# REAPER: Is there an easier way to render out an item like this?



## lucor (Jun 3, 2019)

No luck so far on the REAPER forums so I thought I'd try here.
I have the mic positions of my instruments always activated and routed out to their own tracks, which is great for flexibility and mixing but of course costs a lot horsepower. Because of that I'd like to be able to quickly render out midi items and keep them on the same tracks.

To make it a bit clearer, here's the initial setup:




Then I'd like to run an action, that renders out the midi item on to the SAME mic tracks, and mutes the midi item. So then it would like this:





Right now the only way I found to do this is very cumbersome:

Select the mic position tracks and run the action "Track: Render selected area of tracks to stereo stem tracks (and mute originals)"
This unfortunately renders the items on to NEW tracks, so I then have to move the audio items on to the original mic position tracks and delete the newly created tracks
Finally I have to manually mute the midi item
Does anyone know of a way/script/custom action to do this in one action? At least the rendering part, I'd be ok with manually having to mute the midi item every time.
Thanks!


----------



## TSG (Jun 3, 2019)

I seem to recall doing something like rendering it as a new take but to audio. I'll try to find the exact action and edit this, it's been a while since I used REAPER.

EDIT:
Ah, what I was remembering was right clicking the midi and choosing "apply track/take fx to items as new take." Not sure if that's overly helpful now that I read the question again.


----------



## d.healey (Jun 3, 2019)

I might be missing something but can't you just freeze the track? I assume there is also a way to do this for multiple tracks at once, if not I'm sure someone could make a script for it.


----------



## lucor (Jun 3, 2019)

d.healey said:


> I might be missing something but can't you just freeze the track? I assume there is also a way to do this for multiple tracks at once, if not I'm sure someone could make a script for it.

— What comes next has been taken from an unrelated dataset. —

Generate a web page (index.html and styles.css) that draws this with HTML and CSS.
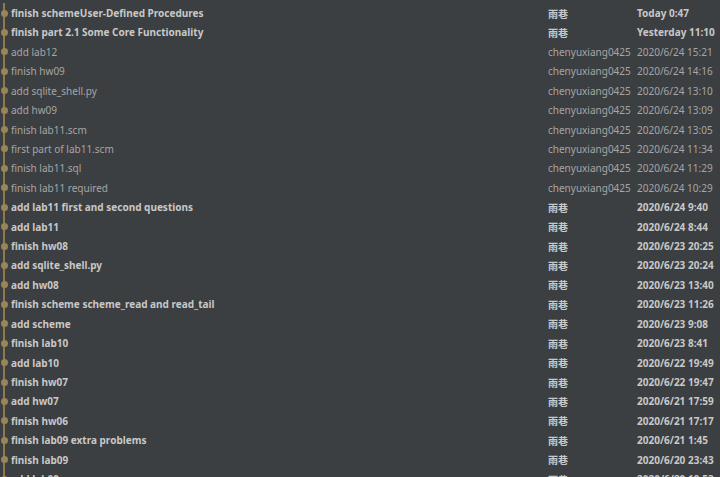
FILE: index.html
```html
<!DOCTYPE html>
<html>
<head>
<meta charset="utf-8">
<link rel="stylesheet" href="styles.css">
</head>
<body>
<div class="log">
  <div class="row b"><span class="graph"><i class="dot"></i></span><span class="subj">finish schemeUser-Defined Procedures</span><span class="author">雨巷</span><span class="date">Today 0:47</span></div>
  <div class="row b"><span class="graph"><i class="dot"></i></span><span class="subj">finish part 2.1 Some Core Functionality</span><span class="author">雨巷</span><span class="date">Yesterday 11:10</span></div>
  <div class="row"><span class="graph"><i class="dot"></i></span><span class="subj">add lab12</span><span class="author">chenyuxiang0425</span><span class="date">2020/6/24 15:21</span></div>
  <div class="row"><span class="graph"><i class="dot"></i></span><span class="subj">finish hw09</span><span class="author">chenyuxiang0425</span><span class="date">2020/6/24 14:16</span></div>
  <div class="row"><span class="graph"><i class="dot"></i></span><span class="subj">add sqlite_shell.py</span><span class="author">chenyuxiang0425</span><span class="date">2020/6/24 13:10</span></div>
  <div class="row"><span class="graph"><i class="dot"></i></span><span class="subj">add hw09</span><span class="author">chenyuxiang0425</span><span class="date">2020/6/24 13:09</span></div>
  <div class="row"><span class="graph"><i class="dot"></i></span><span class="subj">finish lab11.scm</span><span class="author">chenyuxiang0425</span><span class="date">2020/6/24 13:05</span></div>
  <div class="row"><span class="graph"><i class="dot"></i></span><span class="subj">first part of lab11.scm</span><span class="author">chenyuxiang0425</span><span class="date">2020/6/24 11:34</span></div>
  <div class="row"><span class="graph"><i class="dot"></i></span><span class="subj">finish lab11.sql</span><span class="author">chenyuxiang0425</span><span class="date">2020/6/24 11:29</span></div>
  <div class="row"><span class="graph"><i class="dot"></i></span><span class="subj">finish lab11 required</span><span class="author">chenyuxiang0425</span><span class="date">2020/6/24 10:29</span></div>
  <div class="row b"><span class="graph"><i class="dot"></i></span><span class="subj">add lab11 first and second questions</span><span class="author">雨巷</span><span class="date">2020/6/24 9:40</span></div>
  <div class="row b"><span class="graph"><i class="dot"></i></span><span class="subj">add lab11</span><span class="author">雨巷</span><span class="date">2020/6/24 8:44</span></div>
  <div class="row b"><span class="graph"><i class="dot"></i></span><span class="subj">finish hw08</span><span class="author">雨巷</span><span class="date">2020/6/23 20:25</span></div>
  <div class="row b"><span class="graph"><i class="dot"></i></span><span class="subj">add sqlite_shell.py</span><span class="author">雨巷</span><span class="date">2020/6/23 20:24</span></div>
  <div class="row b"><span class="graph"><i class="dot"></i></span><span class="subj">add hw08</span><span class="author">雨巷</span><span class="date">2020/6/23 13:40</span></div>
  <div class="row b"><span class="graph"><i class="dot"></i></span><span class="subj">finish scheme scheme_read and read_tail</span><span class="author">雨巷</span><span class="date">2020/6/23 11:26</span></div>
  <div class="row b"><span class="graph"><i class="dot"></i></span><span class="subj">add scheme</span><span class="author">雨巷</span><span class="date">2020/6/23 9:08</span></div>
  <div class="row b"><span class="graph"><i class="dot"></i></span><span class="subj">finish lab10</span><span class="author">雨巷</span><span class="date">2020/6/23 8:41</span></div>
  <div class="row b"><span class="graph"><i class="dot"></i></span><span class="subj">add lab10</span><span class="author">雨巷</span><span class="date">2020/6/22 19:49</span></div>
  <div class="row b"><span class="graph"><i class="dot"></i></span><span class="subj">finish hw07</span><span class="author">雨巷</span><span class="date">2020/6/22 19:47</span></div>
  <div class="row b"><span class="graph"><i class="dot"></i></span><span class="subj">add hw07</span><span class="author">雨巷</span><span class="date">2020/6/21 17:59</span></div>
  <div class="row b"><span class="graph"><i class="dot"></i></span><span class="subj">finish hw06</span><span class="author">雨巷</span><span class="date">2020/6/21 17:17</span></div>
  <div class="row b"><span class="graph"><i class="dot"></i></span><span class="subj">finish lab09 extra problems</span><span class="author">雨巷</span><span class="date">2020/6/21 1:45</span></div>
  <div class="row b"><span class="graph"><i class="dot"></i></span><span class="subj">finish lab09</span><span class="author">雨巷</span><span class="date">2020/6/20 23:43</span></div>
  <div class="row b"><span class="graph"><i class="dot"></i></span><span class="subj">add lab09</span><span class="author">雨巷</span><span class="date">2020/6/20 19:53</span></div>
</div>
</body>
</html>
```
FILE: styles.css
```css
html, body {
  margin: 0;
  padding: 0;
  background: #3c3f41;
  overflow: hidden;
}
.log {
  padding-top: 3.3px;
  font-family: "Noto Sans", "Noto Sans CJK SC", sans-serif;
  font-size: 10px;
  color: #a6a6a6;
}
.row {
  display: flex;
  align-items: center;
  height: 19.43px;
  white-space: nowrap;
}
.row.b {
  font-weight: bold;
  color: #c8c8c8;
}
.graph {
  width: 11px;
  height: 100%;
  flex: none;
  display: flex;
  align-items: center;
  background: linear-gradient(to right, transparent 3px, #8e7a4c 3px, #8e7a4c 5px, transparent 5px);
}
.dot {
  display: block;
  width: 7px;
  height: 7px;
  margin-left: 0.5px;
  border-radius: 50%;
  background: #9a8556;
}
.subj {
  flex: 1;
  overflow: hidden;
}
.author {
  width: 89px;
  flex: none;
}
.date {
  width: 83px;
  flex: none;
}
```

The problem with freezing is that if I want to make additional recordings, I have to first select all mic tracks and unfreeze them before I can use the instrument again, which gets annoying very quickly. Plus it then has to re-render everything once I freeze it again, which additionally costs a lot of time.


----------



## d.healey (Jun 3, 2019)

Maybe a custom action will work. Something like this:
https://forum.cockos.com/showthread.php?t=220483&highlight=render+in+place


----------



## lucor (Jun 3, 2019)

d.healey said:


> Maybe a custom action will work. Something like this:
> https://forum.cockos.com/showthread.php?t=220483&highlight=render+in+place


Unfortunately this also isn't what I'm looking for. But still a very handy action, that I'm definitely gonna keep, thank you!


----------



## lucor (Jun 3, 2019)

Ok I figured out an custom action, it was actually pretty easy, but I'm still coming to grips with REAPER so it took a bit. Man I love this program! 
For anyone that cares, here it is:




Still have to manually mute the midi item, but I'm fine with that.


----------



## cyoder (Jun 3, 2019)

Ah you beat me by a few minutes @lucor. Mine's a bit longer but I did figure a way to mute the midi item as long as it's in the track above the mics folder:

Best,


----------



## lucor (Jun 3, 2019)

cyoder said:


> Ah you beat me by a few minutes @lucor. Mine's a bit longer but I did figure a way to mute the midi item as long as it's in the track above the mics folder:
> 
> Best,


Nice, thank you!!  Works like a charm!


----------



## robgb (Jun 4, 2019)

Reaper always has a solution...


----------